Boger noted that Chambers became Director Counsel of LDF following two historic figures in American civil rights law and history, Thurgood Marshall and Jack Greenberg. Then an attorney with LDF, Boger said he was eager to learn more about the man who would follow in their footsteps.
“What I knew was that [Chambers] had already argued and won what was the leading school desegregation remedy case … and two of the leading Title Seven cases,” Boger said. “He tried these cases in the trial courts, court of appeals, one them in the Supreme Court. Swan Mecklenburg was a nine-zero opinion with a very conservative chief justice. He was also litigating some of the leading voting rights cases in the country.”

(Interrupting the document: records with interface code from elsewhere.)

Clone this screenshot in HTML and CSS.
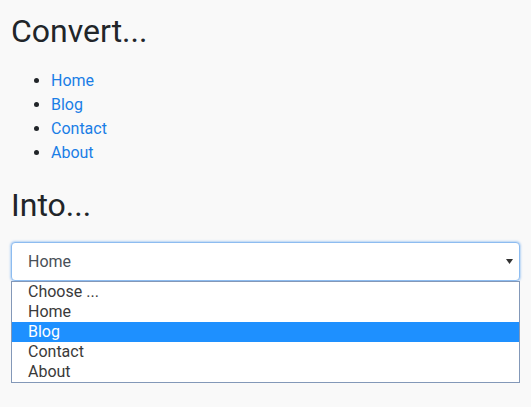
FILE: index.html
```html
<!DOCTYPE html>
<html>
<head>
    <link rel="stylesheet" href="styles.css">
</head>
<body>
<div class="page">
    <h2>Convert...</h2>
    <ul class="nav-list">
        <li><a href="#">Home</a></li>
        <li><a href="#">Blog</a></li>
        <li><a href="#">Contact</a></li>
        <li><a href="#">About</a></li>
    </ul>
    <h2>Into...</h2>
    <div class="select-wrap">
        <div class="select-box">
            <span>Home</span>
            <svg class="arrow" width="7" height="5" viewBox="0 0 7 5"><path d="M0 0h7L3.5 5z" fill="#333"/></svg>
        </div>
        <!-- open dropdown list -->
        <div class="select-popup">
            <div class="option">Choose ...</div>
            <div class="option">Home</div>
            <div class="option selected">Blog</div>
            <div class="option">Contact</div>
            <div class="option">About</div>
        </div>
    </div>
</div>
</body>
</html>
```

FILE: styles.css
```css
body {
    margin: 0;
    background-color: #f9f9f9;
    font-family: Roboto, "Liberation Sans", sans-serif;
    color: #212529;
}
.page {
    padding: 12px 11px;
}
h2 {
    font-size: 32px;
    font-weight: 400;
    line-height: 1.2;
    margin: 0;
}
.nav-list {
    margin: 19px 0 21px;
    padding-left: 40px;
    font-size: 16px;
    line-height: 24px;
}
.nav-list a {
    color: #1a7ee6;
    text-decoration: none;
}
.select-wrap {
    margin-top: 17px;
}
.select-box {
    height: 39px;
    box-sizing: border-box;
    background: #fff;
    border: 1px solid #8dbcf0;
    border-radius: 4px;
    box-shadow: 0 0 2px 1px rgba(128, 180, 240, 0.55);
    display: flex;
    align-items: center;
    justify-content: space-between;
    padding: 0 6px 0 16px;
    font-size: 16px;
    color: #495057;
}
.select-popup {
    background: #fff;
    border: 1px solid #8398b8;
    font-size: 16px;
    color: #3a3a3a;
}
.option {
    height: 20px;
    line-height: 20px;
    padding-left: 16px;
}
.option.selected {
    background-color: #1e90ff;
    color: #fff;
}
```
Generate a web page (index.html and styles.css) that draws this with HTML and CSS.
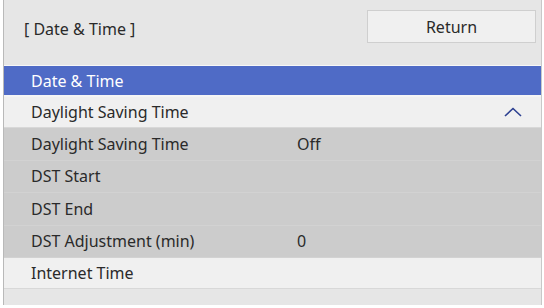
FILE: index.html
```html
<!doctype html>
<html lang="en">
    <head>
        <meta charset="UTF-8" />
        <title>Date &amp; Time</title>
        <link rel="stylesheet" href="styles.css">
    </head>
    <body>
        <div class="panel">
            <div class="header">
                <span class="title">[ Date &amp; Time ]</span>
                <button class="return">Return</button>
            </div>
            <div class="row selected">Date &amp; Time</div>
            <div class="row open">
                <span>Daylight Saving Time</span>
                <svg class="chevron" width="18" height="10" viewBox="0 0 18 10">
                    <path d="M1 9 L9 1.5 L17 9" fill="none" stroke="#2d4191" stroke-width="1.6" />
                </svg>
            </div>
            <div class="sub">
                <div class="row item"><span class="label">Daylight Saving Time</span><span class="value">Off</span></div>
                <div class="row item"><span class="label">DST Start</span></div>
                <div class="row item"><span class="label">DST End</span></div>
                <div class="row item"><span class="label">DST Adjustment (min)</span><span class="value">0</span></div>
            </div>
            <div class="row">Internet Time</div>
            <div class="footer"></div>
        </div>
    </body>
</html>
```

FILE: styles.css
```css
body {
    margin: 0;
    background-color: #ffffff;
    font-family: "Noto Sans", "Open Sans", sans-serif;
    font-size: 16px;
    color: #2a2a2a;
}
.panel {
    width: 537px;
    height: 305px;
    margin-left: 3px;
    background-color: #e6e6e6;
    border-left: 1px solid #b9b9b9;
    border-right: 1px solid #c8c8c8;
    display: flex;
    flex-direction: column;
}
.header {
    height: 65px;
    display: flex;
    justify-content: space-between;
    align-items: flex-start;
    border-bottom: 1px solid #f7f7f7;
}
.title {
    margin: 18px 0 0 20px;
}
.return {
    margin: 10px 5px 0 0;
    width: 169px;
    height: 33px;
    background-color: #f0f0f0;
    border: 1px solid #cfcfcf;
    font-family: inherit;
    font-size: 16px;
    color: #2a2a2a;
}
.row {
    box-sizing: border-box;
    height: 31px;
    display: flex;
    align-items: center;
    padding-left: 27px;
    background-color: #f0f0f0;
    border-bottom: 1px solid #d8d8d8;
}
.selected {
    height: 31px;
    background-color: #4f6bc6;
    color: #ffffff;
    border-bottom: 2px solid #f5f5f5;
}
.open {
    justify-content: space-between;
    padding-right: 19px;
}
.sub .item {
    height: 32.5px;
    background-color: #cccccc;
    border-bottom: 1px solid #d2d2d2;
}
.label {
    width: 266px;
}
.footer {
    flex: 1;
}
```
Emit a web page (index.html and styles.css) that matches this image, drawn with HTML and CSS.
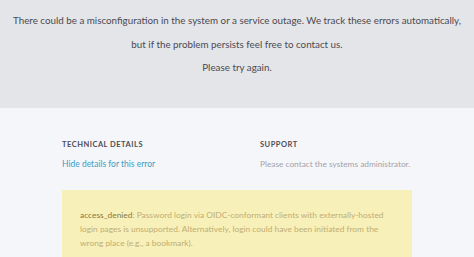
FILE: index.html
```html
<!DOCTYPE html>
<html>
<head>
<meta charset="utf-8">
<link rel="stylesheet" href="styles.css">
</head>
<body>
<header class="banner">
  <p class="msg">There could be a misconfiguration in the system or a service outage. We track these errors automatically,</p>
  <p class="msg">but if the problem persists feel free to contact us.</p>
  <p class="msg">Please try again.</p>
</header>
<main class="content">
  <div class="cols">
    <section class="col">
      <h3 class="label">Technical details</h3>
      <a class="link" href="#">Hide details for this error</a>
    </section>
    <section class="col">
      <h3 class="label">Support</h3>
      <p class="muted">Please contact the systems administrator.</p>
    </section>
  </div>
  <div class="notice">
    <p><strong>access_denied</strong>: Password login via OIDC-conformant clients with externally-hosted login pages is unsupported. Alternatively, login could have been initiated from the wrong place (e.g., a bookmark).</p>
  </div>
</main>
</body>
</html>
```
FILE: styles.css
```css
html, body {
  margin: 0;
  padding: 0;
}
body {
  width: 474px;
  height: 257px;
  overflow: hidden;
  background: #f5f6f9;
  font-family: Lato, "Open Sans", sans-serif;
}
.banner {
  background: #e4e5e8;
  height: 108px;
  box-sizing: border-box;
  padding-top: 14px;
  text-align: center;
}
.msg {
  margin: 0 0 10px;
  font-size: 9.8px;
  line-height: 13.5px;
  color: #4a4a52;
}
.content {
  width: 350px;
  margin: 0 auto;
  padding-top: 32px;
}
.cols {
  display: grid;
  grid-template-columns: 152px 152px;
  column-gap: 46px;
}
.label {
  margin: 0 0 8px;
  font-size: 7.5px;
  font-weight: 700;
  letter-spacing: 0.5px;
  text-transform: uppercase;
  color: #4d4d55;
  line-height: 10px;
}
.link {
  display: block;
  font-size: 8.5px;
  color: #3d9cc4;
  text-decoration: none;
  line-height: 12px;
}
.muted {
  margin: 0;
  font-size: 8.3px;
  color: #a2a3ab;
  line-height: 12px;
  white-space: nowrap;
}
.notice {
  margin-top: 20px;
  background: #f8f0b9;
  padding: 18px 18px 16px;
}
.notice p {
  margin: 0;
  font-size: 8.4px;
  line-height: 14px;
  color: #c0ae72;
}
.notice strong {
  font-weight: 400;
  color: #86783f;
}
```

Boger highlighted Chambers’ vision, determination, humility and care for others among some of his greatest traits.
During a question and answer period, Ferguson said that some of Chambers’ best legal skills included intensive preparation, issue identification and a unique advocacy style that relied in part on quiet oratory and engaging narrative.
“Judges leaned in to hear what he had to say,” Ferguson said.
Recurring themes in the reflections offered about Chambers at the Elon Law forum were that he valued people, lived with humility and worked zealously on behalf of his clients.
“I enjoyed the panelists’ discussion, remembrance and tribute of Mr. Julius Chambers,” said Elon Law student Adam Hunter L’16. “His courage, leadership and persistence – even in the face of violence – is what I will remember the most about this great civil rights leader. I’m glad Elon Law was able to have an event that gave us some historical insight to supplement our legal education.”
Remembrances of Chambers are available through the following links:
“Julius Chambers, a Fighter for Civil Rights, Dies at 76,” New York Times, August 6, 2013
“Julius Levonne Chambers In Memoriam” LDF
“Julius LeVonne Chambers…A Legacy of Service, Love and Commitment” Ferguson Chambers & Sumter, P.A.
The Elon Law forum was cosponsored by the Elon Law student chapter of North Carolina Advocates for Justice and the Elon Law Black Law Students Association.